Document Type : Original Research Paper

Authors

1 Ph.D Student of Political Sociology, Department of Sociology, Central Tehran Branch, Islamic Azad University, Tehran, Iran

2 Ph.D of Sociology, Department of Cultural Studies, Science and Culture University, Tehran, Iran

Abstract

This paper seeks to explicate "bio-resistance" in an interdisciplinary perspective inspired by political philosophy, history, anthropology, and sociology. Here the concept of "bio-resistance" is formulated along the lines of thought drawn from an integrated reading of Spinoza and Deleuze. Using the genealogical method and the transcendental empiricism approach, this paper has also undertaken a historical study on the emergence of multitude as a product of the actualization of "bio-resistance". In the contemporary Iranian history, population as the multitude has been realized within the period between the collapse of the old and the blossoming of the new order during Constitutional Movement and Social Movements between1941 and 1953, as well as during in the 1979 Iranian Revolution.
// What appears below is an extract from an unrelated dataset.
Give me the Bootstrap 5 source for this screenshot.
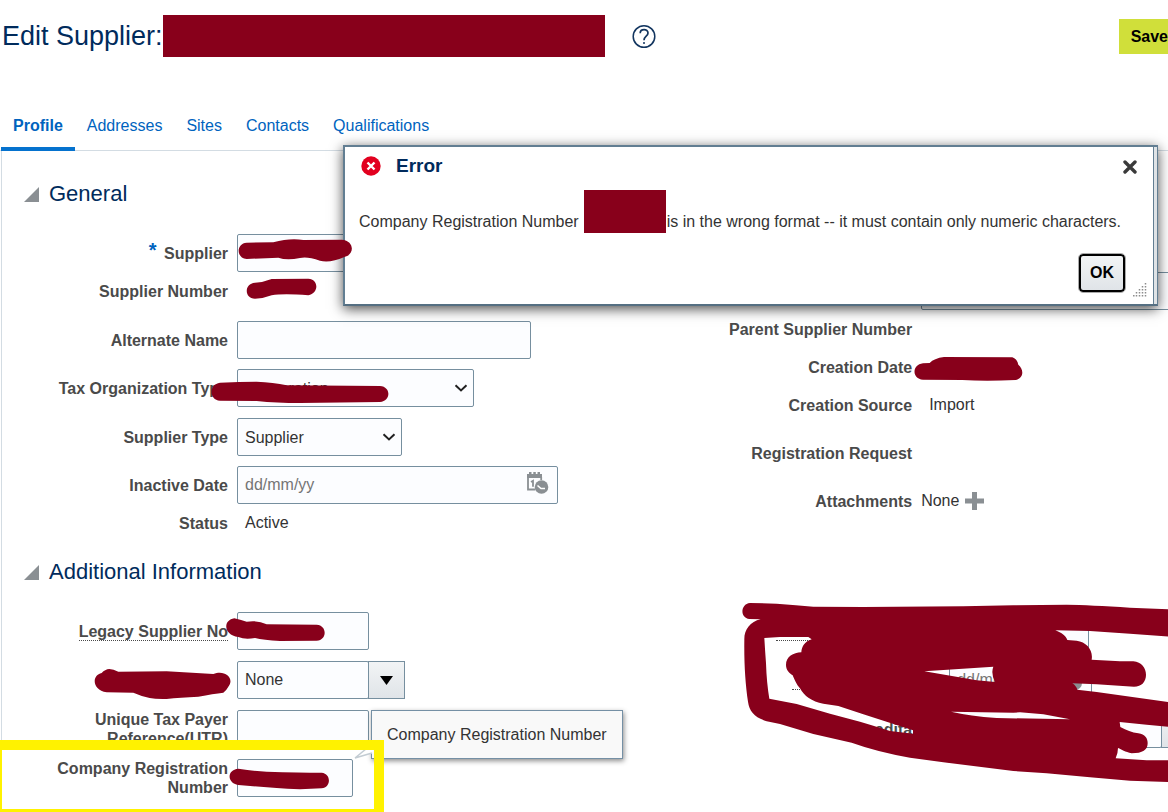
<!DOCTYPE html>
<html lang="en">
<head>
<meta charset="utf-8">
<meta name="viewport" content="width=device-width, initial-scale=1">
<title>Edit Supplier</title>
<link href="https://cdn.jsdelivr.net/npm/bootstrap@5.3.0/dist/css/bootstrap.min.css" rel="stylesheet">
<style>
  :root { --ink: #333; --navy: #002b5c; --line: #768f9f; --mark: #88001b; --rule: #d3dce3; }
  body { font-family: "Liberation Sans", Arial, sans-serif; font-size: 16px; line-height: 24px; color: var(--ink); background: #fff; overflow-x: hidden; }
  .top-bar { padding: 15px 0 0 2px; }
  .page-title { font-size: 27px; line-height: 42px; color: var(--navy); font-weight: 400; }
  .name-block { width: 442px; height: 42px; background: var(--mark); }
  .help-btn { width: 26px; height: 26px; margin-left: 26px; }
  .save-btn { background: #d0df3a; color: #000; font-weight: 700; border: 0; border-radius: 0; height: 35px; line-height: 24px; padding: 6px 0 5px 12px; }
  .tab-strip { margin-top: 43px; padding-left: 1px; box-shadow: inset 0 -1px 0 var(--rule); }
  .tab-strip .nav-link { color: #0063be; padding: 14px 12px 9px; border-bottom: 4px solid transparent; line-height: 24px; }
  .tab-strip .nav-link.active { font-weight: 700; border-color: #0572ce; }
  .panel { border-left: 1px solid var(--rule); margin-left: 1px; padding: 23px 0 16px; }
  .section-title { font-size: 22px; line-height: 40px; color: var(--navy); font-weight: 400; margin: 0 0 20px; padding-left: 22px; gap: 10px; }
  .f-row { display: flex; position: relative; min-height: 38px; column-gap: 9px; align-items: center; }
  .f-row > .f-label { flex: 0 0 226px; text-align: right; font-weight: 700; color: #4a4a4a; line-height: 19px; }
  .side .f-row > .f-label { flex-basis: 230px; }
  .f-row + .gap-top { margin-top: 10px; }
  .lower .f-row + .gap-top, .main-col .f-row + .gap-top:nth-child(odd) { margin-top: 11px; }
  .hinted { border-bottom: 1px dotted #4a4a4a; }
  .star { color: #0063be; font-size: 20px; line-height: 12px; margin-right: 3px; vertical-align: 2px; }
  .box { height: 38px; border: 1px solid var(--line); border-radius: 2px; background-color: #fcfdff; color: var(--ink); padding: 0 7px; font-size: 16px; line-height: 24px; flex: 0 0 auto; }
  .box::placeholder { color: #757575; }
  select.box { background-image: url("data:image/svg+xml,%3Csvg xmlns='http://www.w3.org/2000/svg' viewBox='0 0 14 8'%3E%3Cpath d='M1.5 1.2 7 6.4 12.5 1.2' fill='none' stroke='%23222' stroke-width='2'/%3E%3C/svg%3E"); background-size: 14px 8px; background-position: right 5px center; padding: 2px 24px 0 7px; }
  .w-xl { width: 321px; } .w-lg { width: 294px; } .w-md { width: 237px; } .w-sm { width: 165px; } .w-xs { width: 132px; } .w-co { width: 116px; }
  .drop { width: 37px; height: 38px; margin-left: -1px; border: 1px solid var(--line); background: linear-gradient(#f2f4f5, #e0e4e8); padding: 0; }
  .date-wrap { position: relative; flex: 0 0 auto; }
  .date-wrap svg { position: absolute; right: 9px; top: 5px; }
  .mark-over { position: absolute; fill: var(--mark); z-index: 20; pointer-events: none; }
  .at-supplier { left: 236px; top: 4px; } .at-number { left: 244px; top: 6px; } .at-tax { left: 209px; top: 12px; }
  .at-legacy { left: 224px; top: 6px; } .at-label { left: 92px; top: 7px; } .at-company { left: 227px; top: 9px; }
  .at-date { left: 232px; top: 8px; } .at-side { left: 48px; top: -22px; }
  .highlight { position: absolute; left: -2px; top: -19px; width: 384px; height: 73px; border: solid #fff200; border-width: 10px 10px 4px 2px; z-index: 15; pointer-events: none; }
  .hint { position: absolute; left: 369px; top: -49px; width: 252px; height: 49px; padding: 12px 15px; line-height: 24px; background: #f9f9f9; border: 1px solid #7590a5; box-shadow: 1px 2px 5px rgba(0,0,0,.45); z-index: 5; white-space: nowrap; }
  .hint svg { position: absolute; left: -18px; bottom: -2px; }
  .error-box { position: absolute; top: 145px; right: 10px; width: 815px; max-width: 100%; border: 2px solid #627e92; border-right-width: 1px; border-bottom-color: #556f82; background: #dfe3e6; padding-right: 3px; z-index: 10; box-shadow: 0 3px 12px rgba(0,0,0,.7); }
  .error-inner { background: #fff; border-right: 1px solid #627e92; padding: 0 28px 12px 14px; position: relative; }
  .error-title { font-size: 19px; line-height: 38px; color: var(--navy); font-weight: 700; margin: 0 0 0 13px; }
  .message { min-height: 43px; margin-top: 5px; gap: 1px; line-height: 22px; }
  .number-block { width: 82px; height: 43px; background: var(--mark); flex: none; }
  .ok-btn { width: 46px; height: 38px; margin-top: 21px; border: 2px solid #000; outline: 1px solid #aaa; border-radius: 4px; background: linear-gradient(#f2f4f5, #e0e4e8); font-weight: 700; color: #000; padding: 0; }
  .close-x { margin-right: -12px; width: 14px; height: 40px; margin-bottom: -2px; }
  .grip { position: absolute; right: 6px; bottom: 7px; }
</style>
</head>
<body>
<div class="position-relative">
<header class="top-bar d-flex align-items-center">
  <h1 class="page-title m-0 text-nowrap">Edit Supplier:</h1>
  <span class="name-block" role="img" aria-label="Supplier name hidden"></span>
  <button type="button" class="help-btn btn p-0 border-0 d-flex" aria-label="Help">
    <svg width="26" height="26" viewBox="0 0 26 26" fill="none" stroke="#12355f"><circle cx="13" cy="13.500" r="10.800" stroke-width="1.500"/><path d="M9.200 10.200C9.200 5.300 17 5.500 17 10c0 3.200-4 3.200-4 7.200" stroke-width="1.700"/><circle cx="13" cy="20" r="1" fill="#12355f" stroke="none"/></svg>
  </button>
  <button type="button" class="save-btn ms-auto">Save</button>
</header>

<ul class="nav tab-strip">
  <li class="nav-item"><a class="nav-link active" aria-current="page" href="#">Profile</a></li>
  <li class="nav-item"><a class="nav-link" href="#">Addresses</a></li>
  <li class="nav-item"><a class="nav-link" href="#">Sites</a></li>
  <li class="nav-item"><a class="nav-link" href="#">Contacts</a></li>
  <li class="nav-item"><a class="nav-link" href="#">Qualifications</a></li>
</ul>

<main class="panel">
  <section>
    <h2 class="section-title d-flex align-items-center"><svg width="15" height="15" viewBox="0 0 15 15"><path d="M15 0v15H0z" fill="#8a8f93"/></svg>General</h2>
    <div class="row g-0">
      <div class="col-7 main-col">
        <div class="f-row">
          <label class="f-label" for="supplier"><span class="star">*</span> Supplier</label>
          <input id="supplier" class="box w-lg" type="text">
          <svg class="mark-over at-supplier" width="114" height="24" viewBox="714 204 342 72"><path d="M740 218L820 217Q870 203 910 210L1025 209C1065 212 1063 255 1035 260Q990 280 960 272Q920 258 900 264Q860 272 835 263L740 267C708 265 708 220 740 218Z"/></svg>
        </div>
        <div class="f-row">
          <span class="f-label">Supplier Number</span>
          <svg class="mark-over at-number" width="71" height="21" viewBox="738 324 213 63"><path d="M765 338Q790 337 815 327L925 326C957 328 957 370 925 376Q850 370 815 376Q790 386 765 386C732 386 732 340 765 338Z"/></svg>
        </div>
        <div class="f-row gap-top">
          <label class="f-label" for="alt">Alternate Name</label>
          <input id="alt" class="box w-lg" type="text">
        </div>
        <div class="f-row gap-top">
          <label class="f-label" for="tax">Tax Organization Type</label>
          <select id="tax" class="form-select box w-md"><option>Corporation</option></select>
          <svg class="mark-over at-tax" width="178" height="22" viewBox="633 633 534 66"><path d="M660 638Q720 635 770 635Q820 637 860 646L1140 648C1175 650 1172 695 1140 696L900 699Q830 699 770 693L660 692C626 690 626 642 660 638Z"/></svg>
        </div>
        <div class="f-row gap-top">
          <label class="f-label" for="stype">Supplier Type</label>
          <select id="stype" class="form-select box w-sm"><option>Supplier</option></select>
        </div>
        <div class="f-row gap-top">
          <label class="f-label" for="inactive">Inactive Date</label>
          <div class="date-wrap">
            <input id="inactive" class="box w-xl" type="text" placeholder="dd/mm/yy">
            <svg width="23" height="24" viewBox="0 0 23 24"><path d="M2 5v13.500h7M15.200 6v3" fill="none" stroke="#8a8f93" stroke-width="1.800"/><path d="M1 3h15v4H1zM3 1h2.500v3H3zM7.300 1h2.500v3H7.300zM11.500 1H14v3h-2.500z" fill="#8a8f93"/><path d="M5 11 7 9.800v6" fill="none" stroke="#8a8f93" stroke-width="1.800"/><circle cx="15.500" cy="16" r="6.800" fill="#8a8f93"/><path d="M11.500 14.500 15 17.500h4" fill="none" stroke="#fff" stroke-width="1.600"/></svg>
          </div>
        </div>
        <div class="f-row">
          <span class="f-label">Status</span><span class="ps-2">Active</span>
        </div>
      </div>
      <div class="col-5 side">
        <div class="f-row"></div>
        <div class="f-row">
          <span class="f-label"></span>
          <input class="box w-lg" type="text" aria-label="Parent supplier">
        </div>
        <div class="f-row"><span class="f-label">Parent Supplier Number</span></div>
        <div class="f-row">
          <span class="f-label">Creation Date</span>
          <svg class="mark-over at-date" width="109" height="25" viewBox="645 165 327 75"><path d="M672 187L692 186Q705 172 735 168L940 169Q955 175 958 191C975 205 975 232 950 237Q860 242 790 237L672 236C638 232 638 192 672 187Z"/></svg>
        </div>
        <div class="f-row"><span class="f-label">Creation Source</span><span class="ps-2">Import</span></div>
        <div class="f-row gap-top"><span class="f-label">Registration Request</span></div>
        <div class="f-row gap-top">
          <span class="f-label">Attachments</span><span class="d-flex align-items-center gap-1">None
          <button type="button" class="btn p-0 border-0 d-flex" aria-label="Add attachment"><svg width="22" height="20" viewBox="0 0 22 20"><path d="M2 7.500h7V1h5v6.500h7v5h-7V19H9v-6.500H2z" fill="#8a8f93"/></svg></button></span>
        </div>
      </div>
    </div>
  </section>

  <section class="lower" style="margin-top: 10px">
    <h2 class="section-title d-flex align-items-center"><svg width="15" height="15" viewBox="0 0 15 15"><path d="M15 0v15H0z" fill="#8a8f93"/></svg>Additional Information</h2>
    <div class="row g-0">
      <div class="col-7">
        <div class="f-row">
          <label class="f-label" for="legacy"><span class="hinted">Legacy Supplier No</span></label>
          <input id="legacy" class="box w-xs" type="text">
          <svg class="mark-over at-legacy" width="99" height="23" viewBox="678 234 297 69"><path d="M703 235Q725 240 740 245Q775 240 800 253L950 254C982 256 982 300 950 302L840 303Q790 300 765 294Q735 300 715 291C670 285 668 240 703 235Z"/></svg>
        </div>
        <div class="f-row gap-top">
          <span class="f-label"></span>
          <div class="d-flex">
            <input class="box w-xs" type="text" value="None" aria-label="Hidden field">
            <button type="button" class="drop" aria-label="Show choices"><svg width="13" height="9" viewBox="0 0 13 9"><path d="M0 0h13L6.500 9z"/></svg></button>
          </div>
          <svg class="mark-over at-label" width="137" height="32" viewBox="282 384 411 96"><path d="M305 399Q315 388 328 387Q340 388 355 395L500 394L640 402C675 388 705 415 685 440Q680 450 670 458Q640 461 595 470Q540 472 500 477Q450 480 400 458L320 457C275 450 275 405 305 399Z"/></svg>
        </div>
        <div class="f-row gap-top">
          <label class="f-label" for="utr">Unique Tax Payer Reference(UTR)</label>
          <input id="utr" class="box w-xs" type="text">
        </div>
        <div class="f-row gap-top">
          <label class="f-label" for="company">Company Registration Number</label>
          <input id="company" class="box w-co" type="text">
          <div class="hint" role="tooltip">Company Registration Number
            <svg width="20" height="12" viewBox="0 0 20 12"><path d="M20 1H12L1 10 18 5" fill="#fff" stroke="#c3ccd3" stroke-width="1.500"/></svg>
          </div>
          <div class="highlight"></div>
          <svg class="mark-over at-company" width="100" height="22" viewBox="687 681 300 66"><path d="M715 683Q760 690 800 692Q900 695 965 695C995 698 993 740 965 742L900 745Q860 743 830 741L715 732C680 726 680 686 715 683Z"/></svg>
        </div>
      </div>
      <div class="col-5 side position-relative">
        <div class="f-row">
          <span class="f-label"><span class="hinted d-inline-block" style="width: 136px">&nbsp;</span></span>
          <input class="box" style="width: 168px" type="text" aria-label="Hidden text">
        </div>
        <div class="f-row gap-top">
          <span class="f-label"><span class="hinted d-inline-block" style="width: 120px">&nbsp;</span></span>
          <div class="date-wrap" style="margin-left: 28px">
            <input class="box" style="width: 143px" type="text" placeholder="dd/mm/yy" aria-label="Hidden date">
            <svg width="23" height="24" viewBox="0 0 23 24"><circle cx="15" cy="17" r="7" fill="#8a8f93"/></svg>
          </div>
        </div>
        <div class="f-row gap-top">
          <span class="f-label">edita</span>
          <div class="d-flex"><input class="box" style="width: 241px" type="text" aria-label="Hidden choice"><button type="button" class="drop" aria-label="Show choices"></button></div>
        </div>
        <svg class="mark-over at-side" width="438" height="222" viewBox="0 0 1314 666"><path fill-rule="evenodd" d="M60 39L140 41Q200 46 250 50L400 51L700 49L850 46L1010 44Q1080 45 1200 53L1320 58V140L1200 131L1080 123L976 121C995 128 1008 138 1012 150L1040 152C1070 156 1090 180 1085 209L1170 214L1210 214C1235 216 1248 235 1248 254C1248 275 1235 290 1212 290L1100 283L1027 280C1035 285 1040 292 1042 299L1100 306L1320 337V411L1250 404L1169 396L1171 411C1190 420 1205 428 1225 430C1245 432 1253 445 1253 460C1253 480 1238 490 1205 490C1185 486 1175 478 1164 474Q1164 490 1157 505L1250 511H1320V576L1200 572L1080 562L950 550L850 543L640 517L540 503Q440 485 365 458L250 432L150 402L110 394C75 382 58 365 54 335C46 280 42 220 43 150C42 120 60 95 92 88L58 87C30 85 30 42 60 39Z
          M103 144L150 141H235L245 148C225 155 215 168 214 187C190 188 168 200 168 225C168 240 178 250 188 256C193 268 200 285 210 295C222 318 245 335 280 341L325 348L400 373L500 405L549 421V431L480 423L425 406L390 395L300 371L200 342L118 326Q110 280 108 220Q105 180 103 144Z
          M583 244L790 230Q782 250 795 276L740 271Z
          M663 365L850 368L870 367L940 373L1020 388L800 384Q720 378 663 365Z"/></svg>
      </div>
    </div>
  </section>
</main>

<div class="error-box" role="dialog" aria-labelledby="errTitle">
  <div class="error-inner">
    <div class="d-flex align-items-center">
      <svg width="24" height="24" viewBox="0 0 24 24"><circle cx="12" cy="12" r="9.700" fill="#e2001f"/><path d="M8.500 8.500l7 7M15.500 8.500l-7 7" stroke="#fff" stroke-width="2.400"/></svg>
      <h2 id="errTitle" class="error-title text-nowrap">Error</h2>
      <button type="button" class="close-x btn p-0 border-0 ms-auto d-flex align-items-center" aria-label="Close"><svg width="14" height="14" viewBox="0 0 14 14"><path d="M2 2l10 10M12 2L2 12" stroke="#3a3a3a" stroke-width="3.400" stroke-linecap="round"/></svg></button>
    </div>
    <div class="message d-flex align-items-end text-nowrap">
      <span>Company Registration Number</span><span class="number-block ms-1" role="img" aria-label="Number hidden"></span><span>is in the wrong format -- it must contain only numeric characters.</span>
    </div>
    <div class="d-flex justify-content-end"><button type="button" class="ok-btn">OK</button></div>
    <svg class="grip" width="14" height="14" viewBox="0 0 14 14"><path d="M12.500 0v14M9.500 3v11M6.500 6v8M3.500 9v5M.8 12v2" stroke="#8c8c8c" stroke-width="1.500" stroke-dasharray="1.500 1.500"/></svg>
  </div>
</div>
</div>
<script src="https://cdn.jsdelivr.net/npm/bootstrap@5.3.0/dist/js/bootstrap.bundle.min.js"></script>
</body>
</html>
In each of these moments, Anjumans, Unions, and Shuras can be regarded as forms of multitude which displayed the collective resistance of subaltern groups against "bio-power". "Existence" is the immanent cause of life, and human beings faced with dangers threatening their existence, tend to be united under a common destiny. "Bio-resistance" is thus a collective political activity in the service of self-preservation, made possible by the transformation of subjugated body-subjects into liberated ones in pure optical and sound situations. The results of this study guide us to three fundamental principles: 1. To exist is to resist; 2. Preservation of existence a political praxis; 3. There can be no individual liberation without a collective effort.